The Ministry of Economy and Finance announced Monday plans to extend tax reduction on certain products such as vehicle and energy fuel as well as consumption tax on passenger vehicles. However, the tax cut for gasoline will only be partially reduced due to some stabilization.
The fuel tax reduction for vehicles, set to expire at the end of the year, has been extended to April 30. The cut for gasoline will be adjusted from the current 37 percent to 25 percent, as its price has stabilized, the ministry said.
The 37 percent discount for the consumption of diesel and liquefied petroleum gas butane will stay unchanged through April.
Under the new scheme, the gasoline fuel tax drops by 205 won ($0.16) per liter, diesel by 212 won and liquefied petroleum gas butane by 73 won. Since the tax cut for gasoline has been reduced, the tariff will increase from 516 won to 615 won per liter, up 99 won. If the tax cut is not applied, the duty would be 820 won per liter.
A 30 percent cut in the consumption tax on the purchase of passenger cars was to expire this month, too, but the government decided to extend the reduction until June to encourage domestic consumption.
The tax cut, limited to 1 million won, brings down the tax rate from 5 percent to 3.5 percent.
The extension will also benefit consumers who could not receive the tax break as the delivery for new cars have been delayed -- as taxes are imposed on the time of delivery rather than the order, the ministry said.

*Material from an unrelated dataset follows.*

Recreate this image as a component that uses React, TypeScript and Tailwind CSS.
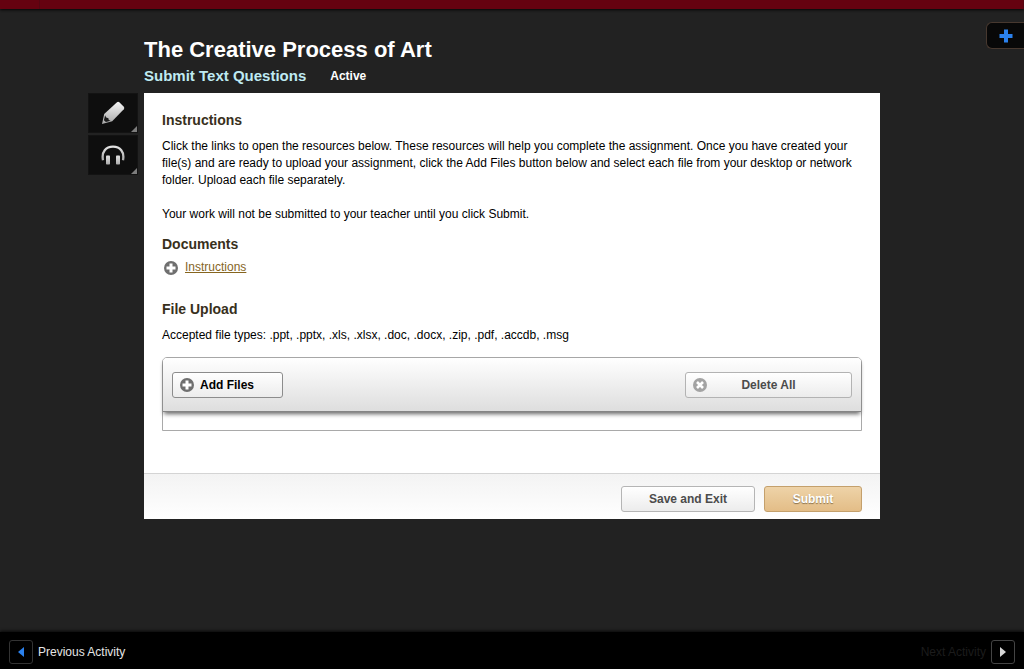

In recent years, customers have had to wait 10 to 18 months after making an order for a vehicle until the actual delivery happens, due to an ongoing supply shortage of automotive semiconductors.
With energy prices soaring due to Russia's ongoing war in Ukraine, a 15 percent cut on the tax for power generator fuels such as liquefied natural gas and bituminous coal will be maintained until the first half of next year.
As of the end of October, LNG prices had soared 6.8 times and bituminous coal 6.4 times from two years before.
Authorities hope the tax reduction can temper the spike in prices for public utilities such as electric and gas. In October, public utility charges in Korea surged by 23.1 percent from a year prior.
The extension of tax cut measures will go in effect from Jan. 1, following administrative procedures including a Cabinet meeting slated for Dec. 27.